In 1968, Solomons collaborated with writer Mary Feldhaus-Weber and composer John Morris to create “City/Motion/Space/Game” produced by Rick Hauser for WGBH-TV in Boston.

In 2001, Solomons was featured in “Free to Dance,” a three-part series presented on PBS's Dance in America.

==Legacy==

Solomons maintained a treasure of dance materials, and his archives are housed at the Jerome Robbins Dance Division at the New York Public Library for the Performing Arts.

==Personal life==
Solomons lived in New York, and bicycled everywhere.
His brother, Noel W. Solomons, a nutrition scientist, died in 2024.

==Awards and honors==

- Dance Research Fellow.
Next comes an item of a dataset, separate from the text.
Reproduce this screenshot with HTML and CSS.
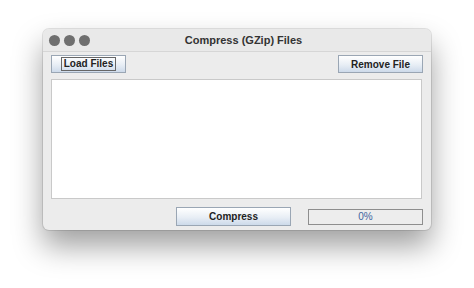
FILE: index.html
```html
<!DOCTYPE html>
<html lang="en">
  <head>
    <meta charset="UTF-8" />
    <title>Compress (GZip) Files</title>
    <link rel="stylesheet" href="styles.css">
  </head>
  <body>
    <div class="desk">
      <div class="window">
        <div class="titlebar">
          <div class="lights">
            <span class="light"></span>
            <span class="light"></span>
            <span class="light"></span>
          </div>
          <div class="title">Compress (GZip) Files</div>
        </div>
        <div class="toolbar">
          <button class="btn load"><span class="focus">Load Files</span></button>
          <button class="btn remove">Remove File</button>
        </div>
        <div class="filelist"></div>
        <div class="bottom">
          <button class="btn wide">Compress</button>
          <div class="progress">0%</div>
        </div>
      </div>
    </div>
  </body>
</html>
```

FILE: styles.css
```css
body {
  margin: 0;
  background: white;
  font-family: "Liberation Sans", Arial, sans-serif;
}
.desk {
  padding: 29px 43px 58px 43px;
  background: white;
}
.window {
  width: 388px;
  height: 201px;
  background: #ececec;
  border-radius: 6px;
  box-shadow: 0 16px 30px rgba(0, 0, 0, 0.38), 0 0 0 1px rgba(0, 0, 0, 0.1);
  overflow: hidden;
}
.titlebar {
  height: 22px;
  display: flex;
  align-items: center;
  background: #e9e9e9;
  border-bottom: 1px solid #d6d6d6;
}
.lights {
  display: flex;
  gap: 4px;
  padding-left: 6px;
}
.light {
  width: 11px;
  height: 11px;
  border-radius: 50%;
  background: #6f6f6f;
}
.title {
  flex: 1;
  text-align: center;
  padding-right: 34px;
  font-size: 11px;
  font-weight: bold;
  color: #333;
}
.toolbar {
  display: flex;
  justify-content: space-between;
  padding: 3px 8px 0 8px;
}
.btn {
  height: 18px;
  padding: 0;
  border: 1px solid #9aa6b4;
  background: linear-gradient(#ffffff, #e8eef5 55%, #cddaea);
  font-family: "Liberation Sans", Arial, sans-serif;
  font-size: 10px;
  font-weight: bold;
  color: #222;
  white-space: nowrap;
  display: flex;
  align-items: center;
  justify-content: center;
}
.focus {
  border: 1px solid #666;
  padding: 0 2px;
  line-height: 12px;
}
.load {
  width: 75px;
}
.remove {
  width: 85px;
}
.filelist {
  margin: 6px 9px 0 8px;
  height: 118px;
  background: white;
  border: 1px solid #c9c9c9;
}
.bottom {
  display: flex;
  align-items: center;
  justify-content: flex-end;
  gap: 17px;
  padding: 8px 8px 0 0;
}
.wide {
  width: 115px;
  height: 19px;
}
.progress {
  width: 113px;
  height: 14px;
  border: 1px solid #8e8e8e;
  background: #ededed;
  text-align: center;
  font-size: 10px;
  line-height: 14px;
  color: #3f64a0;
}
```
New York Public Library for the Performing Arts, Jerome Robbins Dance Division. 2014.
- Dean's Award for Lifetime Achievement in the Arts, University of Missouri – St. Louis. 2009.
- Balasaraswati/Joy Ann Dewey Beinecke Endowed Chair for Distinguished Teaching, American Dance Festival. 2004.
- Robert A. Muh Award for noteworthy contributions in the humanities, arts or social sciences, MIT. 2001.
- Sustained Achievement in Choreography, The Bessie Awards. 2000.

==Articles==

- Solomons jr, Gus. This Is What It Felt Like to Be a Black Dancer Downtown in the 1960s. Dance Magazine. February 3, 2022.
- Solomons jr, Gus. "Teach-Learn Connection: Technique: Move your Feet! Merce Cunningham Technique" Dance Magazine 81:11. November 2007.
- Solomons jr, Gus. "Merce Among the Children" Dance Magazine 77:4. April 2003.
- Solomons jr, Gus. "Good guys" The Village Voice 45:43. 31 October 2000.
- Solomons jr, Gus. "Dance:King Rex" The Village Voice 43:20. 19 May 1998.